2. Seek help from external partners

It is difficult to have all the expertise, experience, and knowledge in-house to implement digital accessibility. Enterprises should seek help from experts who have implemented digital accessibility in multiple products.

3. Select your accessibility outsourcing partner diligently

It is a good idea to select service providers that have:
– A disability-sensitive culture inside their organization, which is evident from a disability-friendly campus, infrastructure, and digitally accessible internal applications.
– Full digital accessibility solutions across consulting, engineering, and testing. This will eliminate the need for additional service providers later.
– A dedicated accessibility practice and should continuously invest in developing and updating their capabilities.
– Partnerships with disability firms for understanding user requirements and testing.
– Knowledge of digital accessibility compliance standards across different domains and regions.
– Expertise in automation, which can be leveraged for accessibility testing and compliance to reduce cost and time-to-market.
– A global footprint and can provide accessibility services for different countries and regions.
– Scale and independent software vendor (ISV) relationships, which gives them diverse experience in working with different types of accessibility challenges.
– A structured training programme designed for developing digital accessibility expertise.

4. Monitor accessibility process and results proactively

Selecting a service provider is a big challenge, but the bigger challenge is to ensure that the outsourcing partner operates in the enterprise’s long-term interest of providing digital accessibility. In products, value is generated after products are launched, and some mistakes in the design and testing phase can become very costly in product operations. Constant monitoring of digital accessibility to ensure outliers and exceptions are captured and proactively solved is essential for providing digital accessibility to all. Even if the enterprise decides not to outsource, proactive monitoring of product accessibility is the key to long-term value generation.

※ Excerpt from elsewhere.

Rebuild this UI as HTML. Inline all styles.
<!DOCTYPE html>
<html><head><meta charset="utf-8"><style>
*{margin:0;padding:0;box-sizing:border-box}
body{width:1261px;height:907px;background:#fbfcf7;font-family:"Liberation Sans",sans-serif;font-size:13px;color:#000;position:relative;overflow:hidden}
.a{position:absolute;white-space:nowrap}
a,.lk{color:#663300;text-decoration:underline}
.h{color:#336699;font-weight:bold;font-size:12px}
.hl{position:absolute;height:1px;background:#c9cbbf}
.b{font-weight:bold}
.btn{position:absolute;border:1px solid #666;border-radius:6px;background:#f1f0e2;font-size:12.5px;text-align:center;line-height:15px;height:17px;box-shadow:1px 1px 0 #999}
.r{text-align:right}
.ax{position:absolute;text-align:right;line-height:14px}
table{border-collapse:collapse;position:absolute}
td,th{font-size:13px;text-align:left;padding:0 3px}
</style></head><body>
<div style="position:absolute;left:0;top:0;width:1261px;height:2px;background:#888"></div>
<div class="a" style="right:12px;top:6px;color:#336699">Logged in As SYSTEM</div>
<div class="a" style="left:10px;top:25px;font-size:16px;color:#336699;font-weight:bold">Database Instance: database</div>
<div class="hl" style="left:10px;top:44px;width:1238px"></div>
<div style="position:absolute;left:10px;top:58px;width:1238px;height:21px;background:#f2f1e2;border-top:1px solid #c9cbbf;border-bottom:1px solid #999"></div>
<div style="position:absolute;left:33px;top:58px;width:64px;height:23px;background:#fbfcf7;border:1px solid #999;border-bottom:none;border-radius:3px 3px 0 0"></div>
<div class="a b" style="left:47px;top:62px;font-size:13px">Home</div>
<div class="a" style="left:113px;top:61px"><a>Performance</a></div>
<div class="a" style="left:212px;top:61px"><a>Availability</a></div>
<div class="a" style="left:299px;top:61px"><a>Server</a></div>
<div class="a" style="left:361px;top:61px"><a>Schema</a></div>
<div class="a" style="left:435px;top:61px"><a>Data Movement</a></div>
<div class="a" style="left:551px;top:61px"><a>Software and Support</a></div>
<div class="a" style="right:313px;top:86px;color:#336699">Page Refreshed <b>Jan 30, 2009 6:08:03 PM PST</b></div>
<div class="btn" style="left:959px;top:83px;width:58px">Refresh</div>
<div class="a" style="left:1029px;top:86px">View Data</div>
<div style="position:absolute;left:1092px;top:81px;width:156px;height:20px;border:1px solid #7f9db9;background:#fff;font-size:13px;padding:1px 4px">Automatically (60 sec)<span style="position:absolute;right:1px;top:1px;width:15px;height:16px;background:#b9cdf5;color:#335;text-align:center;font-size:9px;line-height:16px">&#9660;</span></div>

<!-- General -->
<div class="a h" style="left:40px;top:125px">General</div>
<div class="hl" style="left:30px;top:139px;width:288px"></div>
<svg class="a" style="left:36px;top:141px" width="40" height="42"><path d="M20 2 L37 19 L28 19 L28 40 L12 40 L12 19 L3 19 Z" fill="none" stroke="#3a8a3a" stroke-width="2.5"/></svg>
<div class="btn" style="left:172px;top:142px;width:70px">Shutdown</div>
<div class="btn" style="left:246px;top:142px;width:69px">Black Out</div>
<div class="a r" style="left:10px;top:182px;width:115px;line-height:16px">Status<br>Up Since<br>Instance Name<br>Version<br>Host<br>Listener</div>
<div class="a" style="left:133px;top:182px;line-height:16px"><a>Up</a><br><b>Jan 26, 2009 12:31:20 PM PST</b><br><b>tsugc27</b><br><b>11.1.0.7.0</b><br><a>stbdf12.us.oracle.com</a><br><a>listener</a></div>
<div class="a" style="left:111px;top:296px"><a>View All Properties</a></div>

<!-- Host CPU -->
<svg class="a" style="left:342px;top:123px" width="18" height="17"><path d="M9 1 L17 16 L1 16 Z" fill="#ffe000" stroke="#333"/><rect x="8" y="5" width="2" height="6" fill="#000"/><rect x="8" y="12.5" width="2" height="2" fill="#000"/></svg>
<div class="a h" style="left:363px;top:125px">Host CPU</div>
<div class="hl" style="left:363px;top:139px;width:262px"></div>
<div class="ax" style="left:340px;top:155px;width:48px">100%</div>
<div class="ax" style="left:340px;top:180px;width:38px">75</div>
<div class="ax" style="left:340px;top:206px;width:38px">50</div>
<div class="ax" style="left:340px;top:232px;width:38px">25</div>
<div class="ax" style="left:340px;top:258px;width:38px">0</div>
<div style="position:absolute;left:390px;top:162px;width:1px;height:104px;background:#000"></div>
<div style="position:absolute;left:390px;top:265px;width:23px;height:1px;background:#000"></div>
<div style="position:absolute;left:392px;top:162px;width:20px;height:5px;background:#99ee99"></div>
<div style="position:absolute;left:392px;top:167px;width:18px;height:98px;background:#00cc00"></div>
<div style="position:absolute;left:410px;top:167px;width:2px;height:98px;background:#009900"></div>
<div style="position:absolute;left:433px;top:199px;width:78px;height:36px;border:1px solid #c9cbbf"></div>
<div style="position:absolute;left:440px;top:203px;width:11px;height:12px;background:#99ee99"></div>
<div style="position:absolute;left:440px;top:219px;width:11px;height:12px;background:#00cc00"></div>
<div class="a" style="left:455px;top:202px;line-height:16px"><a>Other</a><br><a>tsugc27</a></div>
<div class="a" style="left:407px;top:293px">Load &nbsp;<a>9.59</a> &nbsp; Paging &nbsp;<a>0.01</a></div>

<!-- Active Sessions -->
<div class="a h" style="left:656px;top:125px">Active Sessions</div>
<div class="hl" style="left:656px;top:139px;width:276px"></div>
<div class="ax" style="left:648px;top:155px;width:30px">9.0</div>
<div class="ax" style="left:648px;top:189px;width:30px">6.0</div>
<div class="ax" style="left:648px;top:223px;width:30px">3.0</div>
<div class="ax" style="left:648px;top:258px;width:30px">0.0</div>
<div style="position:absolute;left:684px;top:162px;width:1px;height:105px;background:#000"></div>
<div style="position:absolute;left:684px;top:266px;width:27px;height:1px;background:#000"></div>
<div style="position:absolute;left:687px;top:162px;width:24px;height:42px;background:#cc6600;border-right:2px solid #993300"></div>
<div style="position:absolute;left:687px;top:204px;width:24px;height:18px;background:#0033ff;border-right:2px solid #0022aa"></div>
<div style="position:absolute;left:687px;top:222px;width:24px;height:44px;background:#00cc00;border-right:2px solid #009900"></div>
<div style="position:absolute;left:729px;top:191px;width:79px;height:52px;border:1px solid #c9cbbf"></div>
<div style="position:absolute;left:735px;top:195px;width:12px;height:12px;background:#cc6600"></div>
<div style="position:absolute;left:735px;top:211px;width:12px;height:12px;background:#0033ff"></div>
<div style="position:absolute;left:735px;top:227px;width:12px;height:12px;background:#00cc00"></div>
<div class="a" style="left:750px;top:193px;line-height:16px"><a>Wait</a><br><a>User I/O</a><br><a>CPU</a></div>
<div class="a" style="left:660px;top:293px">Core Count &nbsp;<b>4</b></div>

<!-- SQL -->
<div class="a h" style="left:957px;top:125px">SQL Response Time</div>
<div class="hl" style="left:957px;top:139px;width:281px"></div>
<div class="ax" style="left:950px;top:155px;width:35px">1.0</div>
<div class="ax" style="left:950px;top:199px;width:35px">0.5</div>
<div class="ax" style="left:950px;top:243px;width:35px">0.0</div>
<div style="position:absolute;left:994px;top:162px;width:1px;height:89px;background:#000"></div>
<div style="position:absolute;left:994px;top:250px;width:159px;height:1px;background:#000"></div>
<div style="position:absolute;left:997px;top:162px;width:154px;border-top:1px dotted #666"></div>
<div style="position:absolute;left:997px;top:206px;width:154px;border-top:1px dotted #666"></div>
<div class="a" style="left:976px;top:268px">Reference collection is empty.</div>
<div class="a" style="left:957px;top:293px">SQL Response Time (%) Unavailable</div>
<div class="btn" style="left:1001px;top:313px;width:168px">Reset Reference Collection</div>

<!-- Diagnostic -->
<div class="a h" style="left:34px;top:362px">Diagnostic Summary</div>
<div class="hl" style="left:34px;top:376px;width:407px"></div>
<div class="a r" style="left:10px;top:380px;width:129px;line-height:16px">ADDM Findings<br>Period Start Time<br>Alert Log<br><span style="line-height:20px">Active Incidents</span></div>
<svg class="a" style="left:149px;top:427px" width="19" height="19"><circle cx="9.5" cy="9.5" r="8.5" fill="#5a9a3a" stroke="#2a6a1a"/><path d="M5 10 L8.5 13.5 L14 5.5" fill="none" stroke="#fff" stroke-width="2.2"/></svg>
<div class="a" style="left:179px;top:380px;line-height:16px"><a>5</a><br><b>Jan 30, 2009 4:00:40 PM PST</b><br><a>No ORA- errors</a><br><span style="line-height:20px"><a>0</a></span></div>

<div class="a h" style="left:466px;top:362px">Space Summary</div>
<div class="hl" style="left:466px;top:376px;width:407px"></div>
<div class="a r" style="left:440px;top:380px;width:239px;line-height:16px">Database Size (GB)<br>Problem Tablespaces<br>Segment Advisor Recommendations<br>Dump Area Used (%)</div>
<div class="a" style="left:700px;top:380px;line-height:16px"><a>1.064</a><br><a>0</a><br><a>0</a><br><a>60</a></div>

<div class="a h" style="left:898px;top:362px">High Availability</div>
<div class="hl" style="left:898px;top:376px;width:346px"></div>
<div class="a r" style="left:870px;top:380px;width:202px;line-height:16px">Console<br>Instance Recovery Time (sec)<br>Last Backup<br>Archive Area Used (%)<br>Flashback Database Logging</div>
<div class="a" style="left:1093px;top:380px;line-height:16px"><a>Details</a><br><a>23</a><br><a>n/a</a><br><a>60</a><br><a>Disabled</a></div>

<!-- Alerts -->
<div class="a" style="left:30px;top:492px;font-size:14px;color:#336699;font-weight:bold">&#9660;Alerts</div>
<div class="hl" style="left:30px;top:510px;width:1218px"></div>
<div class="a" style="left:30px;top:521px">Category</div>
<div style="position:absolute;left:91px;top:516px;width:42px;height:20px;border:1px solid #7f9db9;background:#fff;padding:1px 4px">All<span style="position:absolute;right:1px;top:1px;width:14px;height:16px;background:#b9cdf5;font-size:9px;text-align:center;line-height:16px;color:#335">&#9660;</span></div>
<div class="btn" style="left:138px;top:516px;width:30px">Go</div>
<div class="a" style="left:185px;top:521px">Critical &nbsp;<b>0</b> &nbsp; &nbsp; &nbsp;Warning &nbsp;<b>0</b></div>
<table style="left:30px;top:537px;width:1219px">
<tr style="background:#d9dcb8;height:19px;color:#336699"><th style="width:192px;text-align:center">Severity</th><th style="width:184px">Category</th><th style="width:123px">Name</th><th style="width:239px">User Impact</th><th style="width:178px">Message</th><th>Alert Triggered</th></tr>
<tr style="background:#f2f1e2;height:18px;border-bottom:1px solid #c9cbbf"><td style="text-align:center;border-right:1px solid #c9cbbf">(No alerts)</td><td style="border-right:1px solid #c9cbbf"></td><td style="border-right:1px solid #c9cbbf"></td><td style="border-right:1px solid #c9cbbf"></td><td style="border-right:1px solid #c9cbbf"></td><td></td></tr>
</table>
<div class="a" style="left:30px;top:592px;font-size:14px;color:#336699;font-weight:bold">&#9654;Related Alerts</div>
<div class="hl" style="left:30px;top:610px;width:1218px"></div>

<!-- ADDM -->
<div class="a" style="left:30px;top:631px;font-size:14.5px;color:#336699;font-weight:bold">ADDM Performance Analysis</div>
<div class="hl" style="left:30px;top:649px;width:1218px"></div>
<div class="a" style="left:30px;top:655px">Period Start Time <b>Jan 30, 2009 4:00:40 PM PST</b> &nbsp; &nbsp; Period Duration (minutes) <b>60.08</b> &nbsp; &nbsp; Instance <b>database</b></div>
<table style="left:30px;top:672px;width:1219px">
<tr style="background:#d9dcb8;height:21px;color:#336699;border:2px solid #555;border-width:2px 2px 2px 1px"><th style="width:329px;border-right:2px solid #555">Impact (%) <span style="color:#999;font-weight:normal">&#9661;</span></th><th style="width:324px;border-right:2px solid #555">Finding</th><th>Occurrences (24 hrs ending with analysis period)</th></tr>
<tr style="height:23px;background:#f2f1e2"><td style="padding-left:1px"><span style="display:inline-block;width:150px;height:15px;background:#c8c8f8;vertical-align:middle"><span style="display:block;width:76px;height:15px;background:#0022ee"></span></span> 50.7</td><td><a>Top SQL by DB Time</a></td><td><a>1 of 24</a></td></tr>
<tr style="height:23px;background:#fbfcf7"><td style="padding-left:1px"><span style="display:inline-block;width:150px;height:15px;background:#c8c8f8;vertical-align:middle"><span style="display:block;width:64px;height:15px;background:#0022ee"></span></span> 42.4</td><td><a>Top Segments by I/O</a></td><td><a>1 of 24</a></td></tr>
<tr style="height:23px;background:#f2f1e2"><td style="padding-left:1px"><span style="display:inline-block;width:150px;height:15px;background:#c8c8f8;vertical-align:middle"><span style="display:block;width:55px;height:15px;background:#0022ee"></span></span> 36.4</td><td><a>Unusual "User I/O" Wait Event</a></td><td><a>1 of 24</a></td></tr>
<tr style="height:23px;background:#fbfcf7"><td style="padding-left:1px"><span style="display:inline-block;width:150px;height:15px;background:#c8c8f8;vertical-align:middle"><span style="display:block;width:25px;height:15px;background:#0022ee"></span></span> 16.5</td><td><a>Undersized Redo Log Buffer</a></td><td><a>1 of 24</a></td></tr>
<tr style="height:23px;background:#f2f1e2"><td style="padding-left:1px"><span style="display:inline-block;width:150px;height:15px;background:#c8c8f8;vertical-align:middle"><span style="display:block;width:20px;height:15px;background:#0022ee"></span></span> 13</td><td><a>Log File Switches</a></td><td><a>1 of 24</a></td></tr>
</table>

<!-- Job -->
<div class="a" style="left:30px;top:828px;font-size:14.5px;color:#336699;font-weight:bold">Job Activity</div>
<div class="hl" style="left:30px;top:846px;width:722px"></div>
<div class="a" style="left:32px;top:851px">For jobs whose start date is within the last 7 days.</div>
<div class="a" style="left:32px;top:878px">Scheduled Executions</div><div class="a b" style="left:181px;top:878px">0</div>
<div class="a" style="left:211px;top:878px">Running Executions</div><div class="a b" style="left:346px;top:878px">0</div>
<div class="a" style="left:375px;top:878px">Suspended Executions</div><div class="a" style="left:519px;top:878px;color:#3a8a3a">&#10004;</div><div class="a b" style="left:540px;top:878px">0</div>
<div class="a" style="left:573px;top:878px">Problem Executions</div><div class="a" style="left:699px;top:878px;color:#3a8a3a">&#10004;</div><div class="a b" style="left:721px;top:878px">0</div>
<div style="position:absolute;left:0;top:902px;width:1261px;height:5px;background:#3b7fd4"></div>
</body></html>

5. Continuously evolve the process

Digital accessibility is a moving target as new types of accessibility challenges will emerge because of technology development, such as mobility, wearables, and so on. In addition, new forms of situational accessibility challenges (such as communication in noisy areas) will emerge, as will compliance and regulatory requirements. Enterprises need to continuously scan for new accessibility challenges and keep developing and evolving the process.

In conclusion

Providing digital accessibility for all is not only CSR but also good business. PWDs and an ageing population represent a huge market. If the potentially enormous market for digital accessibility does not excite companies to act, the fear of compliance will. In the future, enterprises will need to be compliant for digital accessibility.